You can do some marketing activities for free, but if you have not much time to go to market, prepare to spend some money on paid ads. Choose marketing activities according to your marketing goals.
For example, social media marketing and content marketing help to establish a brand reputation. For lead generation, you can launch paid ads, develop sales funnels and use search engine optimization. To know more about marketing activities, we suggest reading beginner guides about marketing tools and processes.
Develop your marketing plan
You’ve worked hard on your marketing strategy. And there’s one more step left before you roll out your first campaign. You should create your marketing plan to store your goals, tactics, and metrics so you can easily reach them anytime. Marketing plan also includes the data from marketing research and your thoughts and ideas.
Here’s a template for you to create a simple marketing plan.
Launch, evaluate results, improve
You’ve developed a great LMS that helps people, and now it’s time to show it to the world. With a marketing plan in hand, you can set a timeline for your marketing activities and launch your campaigns. With measurable goals and defined metrics, you can easily make adjustments and improve your marketing strategy to boost your business and make a profit.
LMS marketing: tips and tricks
Learning management systems are in high demand. However, as the market offers many similar products, standing out from competitors can be an obstacle. Luckily, we have some ideas on how to impress customers and yet bring value.
Promote LMS engagement
90% of learning and development professionals say tools for boosting learner engagement are in an LMS platform. Low completion rates of learning activities show that education needs to make learning attractive and easy to follow.
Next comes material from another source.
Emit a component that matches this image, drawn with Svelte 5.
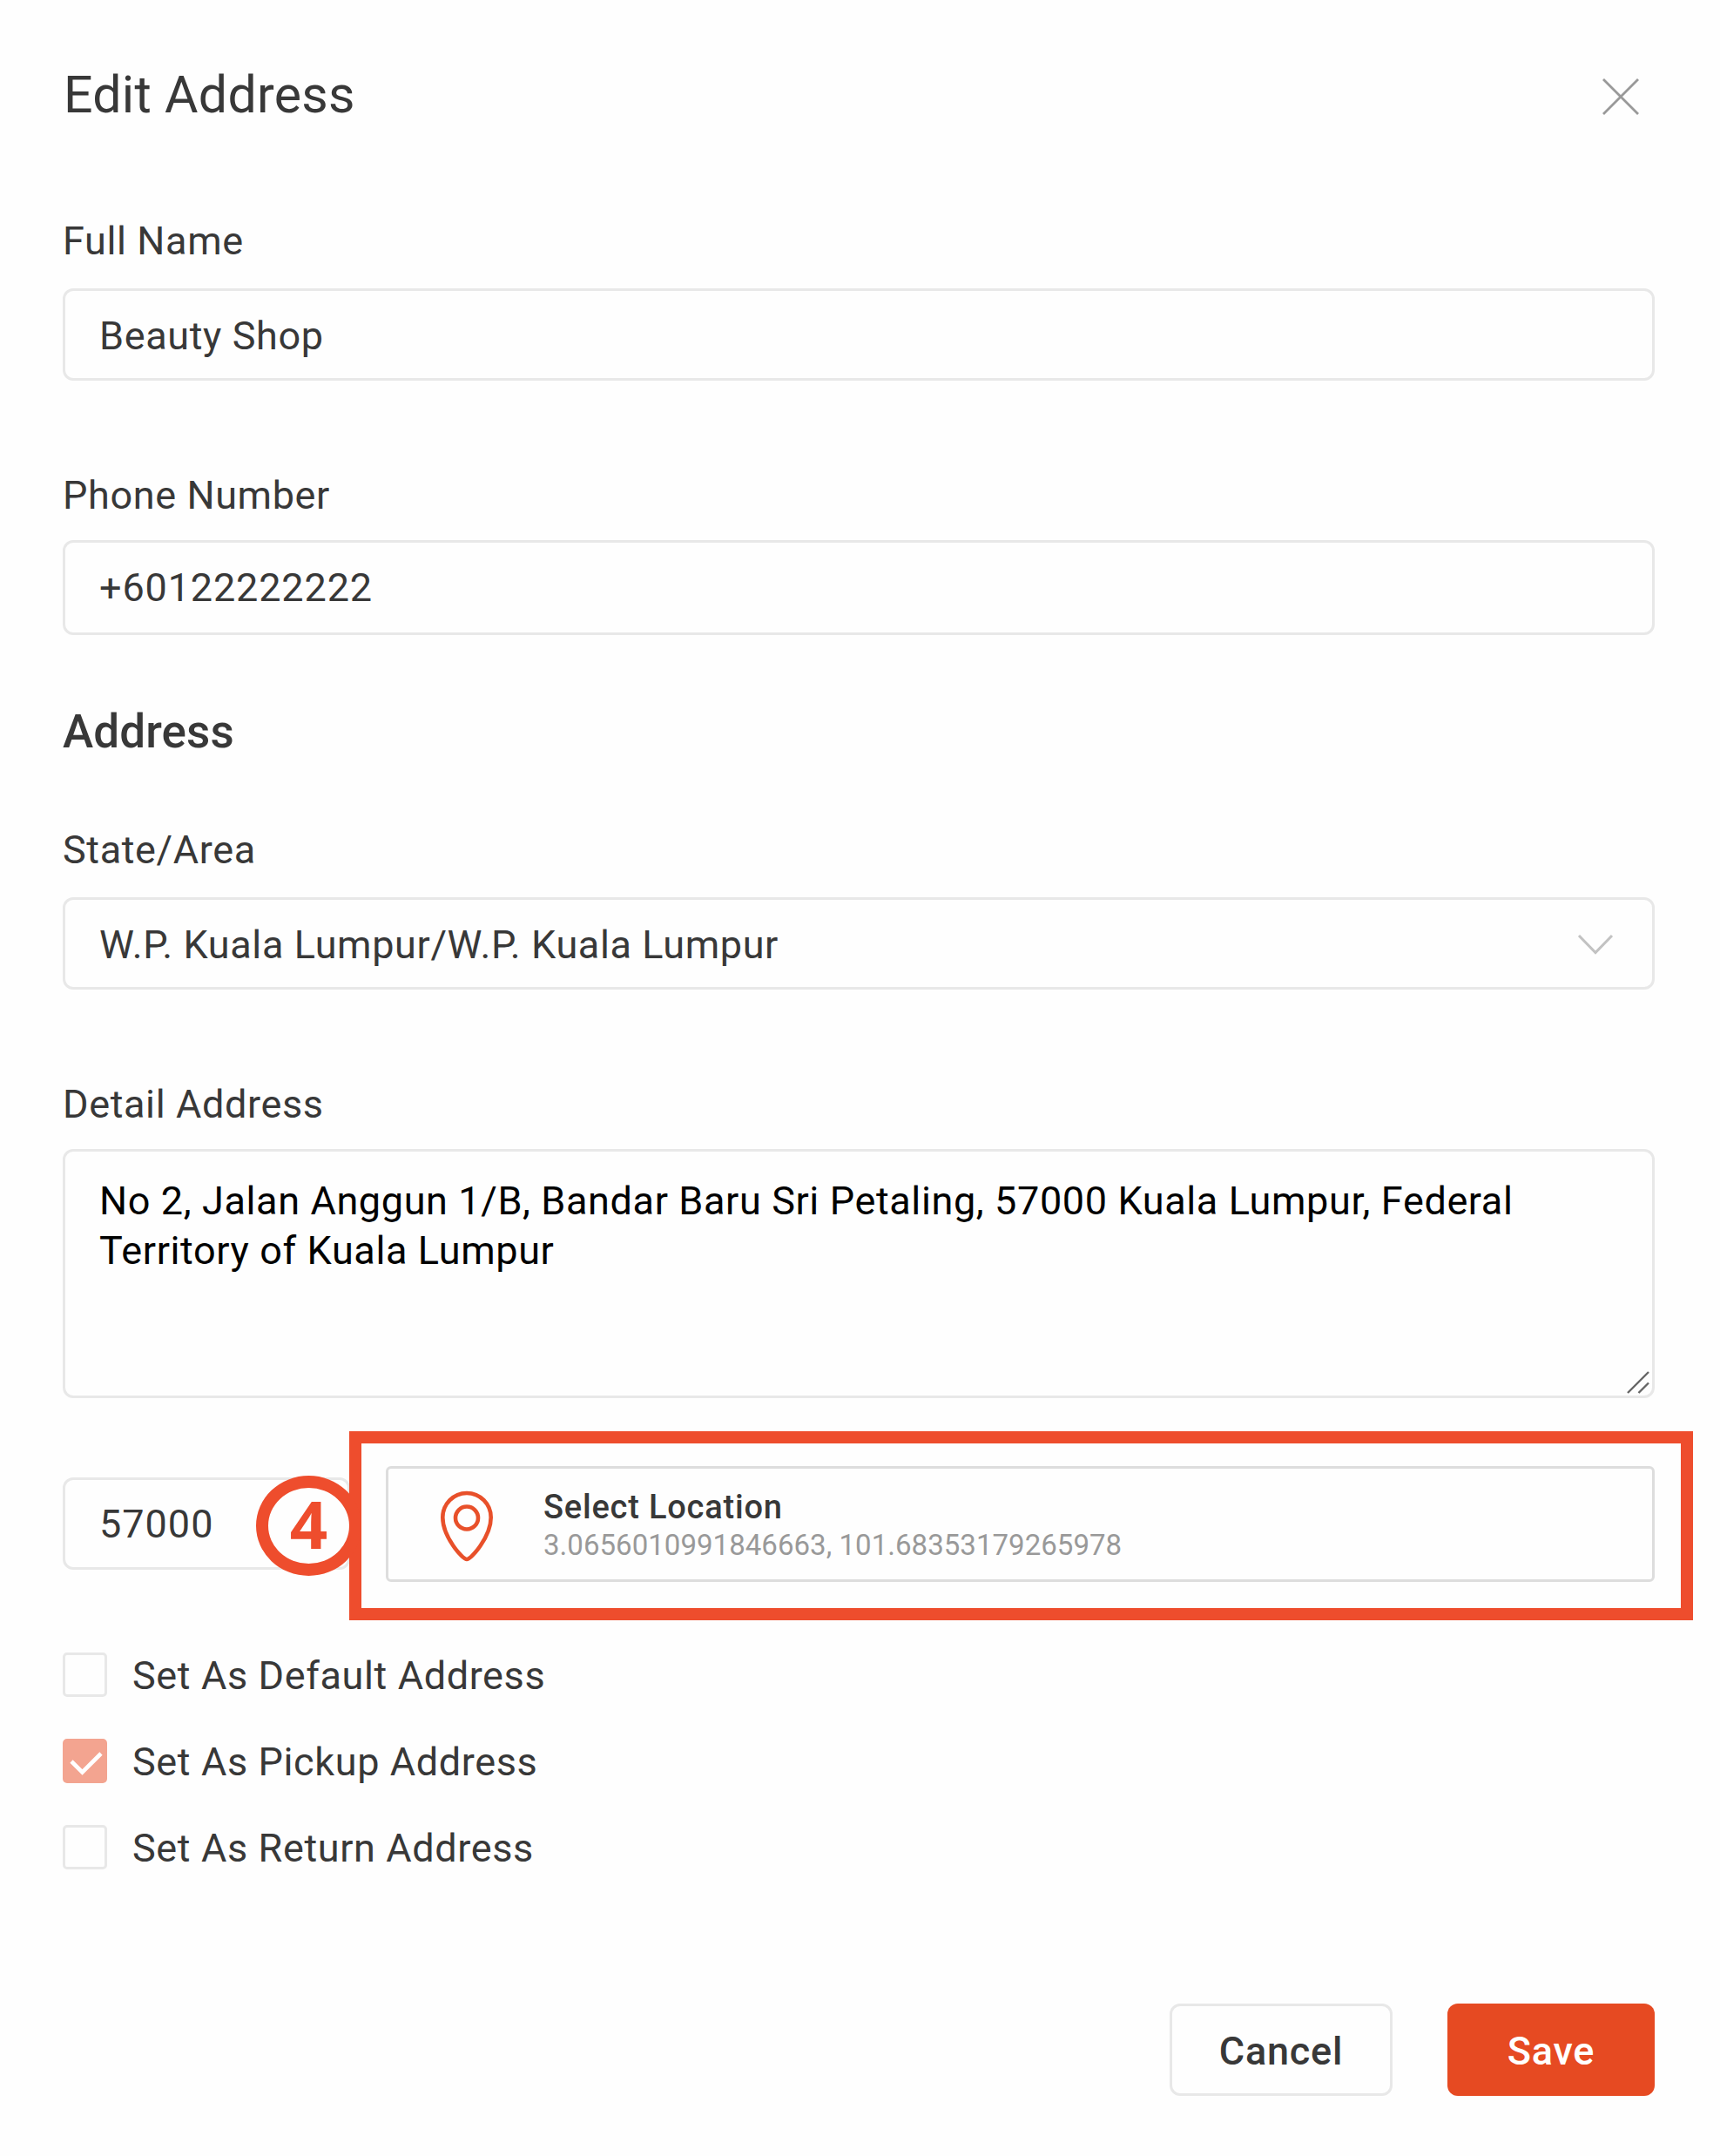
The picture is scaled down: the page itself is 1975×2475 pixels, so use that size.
<script>
  let fullName = $state('Beauty Shop');
  let phone = $state('+60122222222');
  let area = $state('W.P. Kuala Lumpur/W.P. Kuala Lumpur');
  let detail = $state('No 2, Jalan Anggun 1/B, Bandar Baru Sri Petaling, 57000 Kuala Lumpur, Federal Territory of Kuala Lumpur');
  let postcode = $state('57000');

  let options = $state([
    { label: 'Set As Default Address', checked: false },
    { label: 'Set As Pickup Address', checked: true },
    { label: 'Set As Return Address', checked: false },
  ]);
</script>

<div class="modal">
  <header class="header">
    <h1>Edit Address</h1>
    <button class="close" aria-label="Close">
      <svg width="44" height="44" viewBox="0 0 44 44" fill="none" stroke="#999" stroke-width="2.8">
        <path d="M2 2L42 42M42 2L2 42" />
      </svg>
    </button>
  </header>

  <div class="field name">
    <label for="name">Full Name</label>
    <input id="name" class="box" bind:value={fullName} />
  </div>

  <div class="field phone">
    <label for="phone">Phone Number</label>
    <input id="phone" class="box" bind:value={phone} />
  </div>

  <h2>Address</h2>

  <div class="field area">
    <label for="area">State/Area</label>
    <button id="area" class="box select">
      <span>{area}</span>
      <svg width="42" height="26" viewBox="0 0 42 26" fill="none" stroke="#c2c2c2" stroke-width="3">
        <path d="M2 3L21 22.500L40 3" />
      </svg>
    </button>
  </div>

  <div class="field detail">
    <label for="detail">Detail Address</label>
    <div class="textarea-wrap">
      <textarea id="detail" class="box" spellcheck="false" bind:value={detail}></textarea>
      <svg class="grip" width="26" height="26" viewBox="0 0 26 26" fill="none" stroke="#666" stroke-width="2.4">
        <path d="M1 25L25 1M13.5 25L25 13.5" />
      </svg>
    </div>
  </div>

  <div class="location-row">
    <input class="box postcode" aria-label="Postcode" bind:value={postcode} />
    <button class="location">
      <svg width="62" height="82" viewBox="0 0 62 82" fill="none" stroke="#e8502a" stroke-width="4.6">
        <path d="M31 79C26 79 3.300 53 3.300 31A27.700 28 0 0 1 58.700 31C58.700 53 36 79 31 79Z" />
        <circle cx="31" cy="31.500" r="13" />
      </svg>
      <span class="location-text">
        <span class="location-title">Select Location</span>
        <span class="coords">3.0656010991846663, 101.68353179265978</span>
      </span>
    </button>
    <div class="highlight"></div>
    <div class="step">4</div>
  </div>

  <div class="options">
    {#each options as option}
      <label class="option">
        <input type="checkbox" bind:checked={option.checked} />
        <span class="check" class:checked={option.checked}>
          {#if option.checked}
            <svg width="51" height="51" viewBox="0 0 51 51" fill="none" stroke="#fff" stroke-width="4.6">
              <path d="M10 26L22.500 38.500L44 17" />
            </svg>
          {/if}
        </span>
        <span class="option-label">{option.label}</span>
      </label>
    {/each}
  </div>

  <footer class="footer">
    <button class="btn cancel">Cancel</button>
    <button class="btn save">Save</button>
  </footer>
</div>

<style>
  :global(body) {
    background: #fefefe;
  }

  .modal {
    width: 1975px;
    height: 2475px;
    padding: 79px 75px 0 72px;
    box-sizing: border-box;
    overflow: hidden;
    font-family: Roboto, "Liberation Sans", sans-serif;
    font-size: 45px;
    letter-spacing: 0.62px;
    color: #383838;
    background: #fefefe;
  }

  button, input, textarea {
    margin: 0;
    font: inherit;
    letter-spacing: inherit;
    color: inherit;
    outline: none;
  }

  button {
    padding: 0;
    border: none;
    background: none;
    text-align: left;
  }

  svg {
    display: block;
    flex: none;
  }

  .header {
    display: flex;
    justify-content: space-between;
    align-items: flex-start;
    height: 171px;
  }

  .close {
    margin: 10px 17px 0 0;
  }

  h1 {
    margin: 0;
    padding-left: 1px;
    font-size: 59px;
    line-height: 60px;
    font-weight: 400;
    letter-spacing: 0.3px;
  }

  h2 {
    margin: 81px 0 79px;
    font-size: 53px;
    line-height: 60px;
    font-weight: 500;
    letter-spacing: 0.1px;
  }

  .field {
    display: flex;
    flex-direction: column;
  }

  .field label {
    line-height: 54px;
    margin-bottom: 27px;
  }

  .box {
    width: 100%;
    height: 106px;
    padding: 2px 39px 0;
    box-sizing: border-box;
    border: 3px solid #e8e8e8;
    border-radius: 12px;
    background: #fefefe;
  }

  .phone {
    margin-top: 105px;
  }

  .phone label {
    margin-bottom: 24px;
  }

  .phone .box {
    height: 109px;
    padding-top: 0;
    letter-spacing: 0.85px;
  }

  .select {
    display: flex;
    align-items: center;
    justify-content: space-between;
  }

  .select svg {
    margin-right: 5px;
  }

  .detail {
    margin-top: 105px;
  }

  .detail label {
    margin-bottom: 24px;
  }

  .textarea-wrap {
    position: relative;
    height: 286px;
  }

  textarea.box {
    display: block;
    height: 286px;
    padding-top: 28px;
    line-height: 57px;
    color: #000;
    resize: none;
    overflow: hidden;
  }

  .grip {
    position: absolute;
    right: 6px;
    bottom: 5px;
  }

  .location-row {
    position: relative;
    display: flex;
    align-items: center;
    gap: 41px;
    height: 132px;
    margin-top: 78px;
  }

  .postcode {
    width: 330px;
    padding-top: 0;
    letter-spacing: 1px;
  }

  .location {
    display: flex;
    align-items: center;
    flex: 1;
    height: 133px;
    padding: 5px 59px 0;
    gap: 57px;
    box-sizing: border-box;
    border: 3px solid #ddd;
    border-radius: 6px;
    background: #fefefe;
  }

  .location-text {
    display: flex;
    flex-direction: column;
  }

  .location-title {
    font-size: 38px;
    line-height: 44px;
    font-weight: 500;
    letter-spacing: 0.8px;
  }

  .coords {
    font-size: 33px;
    line-height: 44px;
    letter-spacing: 0.04px;
    color: #999;
  }

  /* callout drawn over the location card */
  .highlight {
    position: absolute;
    left: 329px;
    top: -40px;
    width: 1543px;
    height: 217px;
    box-sizing: border-box;
    border: 14px solid #ee4d2d;
  }

  .step {
    position: absolute;
    left: 222px;
    top: 11px;
    width: 121px;
    height: 115px;
    padding-bottom: 5px;
    display: flex;
    align-items: center;
    justify-content: center;
    box-sizing: border-box;
    border: 14px solid #ee4d2d;
    border-radius: 50%;
    background: #fefefe;
    color: #ee4d2d;
    font-family: "Open Sans", "Noto Sans", sans-serif;
    font-size: 76px;
    line-height: 76px;
    font-weight: 700;
    letter-spacing: 0;
  }

  .options {
    display: flex;
    flex-direction: column;
    gap: 48px;
    margin-top: 82px;
  }

  .option {
    display: flex;
    align-items: center;
    gap: 29px;
    height: 51px;
    line-height: 54px;
  }

  .option input {
    display: none;
  }

  .option-label {
    padding-top: 2px;
  }

  .check {
    width: 51px;
    height: 51px;
    box-sizing: border-box;
    border: 3px solid #e8e8e8;
    border-radius: 5px;
    background: #fefefe;
  }

  .check.checked {
    border: none;
    background: #f3a490;
  }

  .footer {
    display: flex;
    justify-content: flex-end;
    gap: 63px;
    margin-top: 154px;
  }

  .btn {
    height: 106px;
    padding-top: 2px;
    box-sizing: border-box;
    border-radius: 12px;
    font-weight: 500;
    letter-spacing: 0.8px;
    text-align: center;
  }

  .cancel {
    width: 256px;
    border: 3px solid #e8e8e8;
    background: #fefefe;
  }

  .save {
    width: 238px;
    background: #e64a22;
    color: #fff;
  }
</style>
Learning management systems with gamification and artificial intelligence features can solve these problems. Gamification elements such as badges, leaderboards, scores, etc., motivate learners to complete tasks faster. Gamified exercises drive memory retention and make learning fun and easy.
Riseapps team has experience in implementing gamification elements to a web and mobile-based language learning platform. Levels, leaderboards, and interactive tasks helped the platform to increase user completion rates.
Artificial intelligence helps provide a personalized learning experience, so learners don’t feel overwhelmed by unnecessary information. So if you want to look attractive to potential customers, implement gamification and AI features.
Provide content diversity
Applicable and expert content helps to build trusting relationships with your customers. You can implement a brilliant content strategy for your blog, but an article is just one type of content you can benefit from.
Providing content diversity increases your chances of generating more leads at any stage of decision-making. For example, downloadable content such as white papers, checklists, templates, etc., can be a prerequisite for collecting information about your prospects.
Here is how it works. You offer a piece of content for a person in exchange for personal information:
There is a lot of content you can produce for your customers and gain the reputation of a respected brand: emails, case studies, videos, demos, podcasts. Don’t be afraid to develop the community around your product, even if it has just basic functionality. People will appreciate your efforts and are likely to become loyal customers.
How can Riseapps help you with your LMS marketing plan?
Creating a brilliant LMS is halfway to establishing a successful business. A strong marketing strategy helps show your product’s value to people and build the community around it.
Here at Riseapps, we care about our clients’ success. That’s why we provide development services in combination with business analytics and marketing services. We can offer landing pages for marketing purposes, as we did for the e-learning system we’ve created to connect people of color who want to learn.
For Melanence, we set up a separate website based on WordPress CMS to help our client market and acquire the first instructors and students.
Melanence now is a successful e-learning platform that connects over 1,000 users. In just several months, Melanence has collected over $100,000 in venture funding. As of January 2021, the platform was valued at around $4.5 million.
Wrapping up
LMS marketing strategy is an essential component for business success. When choosing marketing activities, you should rely on thorough marketing research. Remember that the EdTech audience is fragmented and requires different approaches for each target audience.
Once you’ve created a valuable learning management system, you need to sell it, and now you know how to do it. Promote wisely, and you’ll succeed.
FAQ
What is LMS digital marketing?
LMS digital marketing includes processes and activities to communicate your product’s unique value to a specific audience. For example, launching advertisements, developing a blog and social media, tracking user activities on your website are digital marketing activities.
How do I market my LMS?
Before you start any marketing activity, you should conduct marketing research which includes buyer’s persona, market segmentation, and competitors analysis. Based on the information from the study, develop your LMS marketing strategy. You can do it by setting up your marketing goals, developing your brand, and outline your unique value proposition. Choose how you’ll evaluate success and make an LMS marketing plan. With a marketing plan in hand, you can roll out your first marketing campaigns.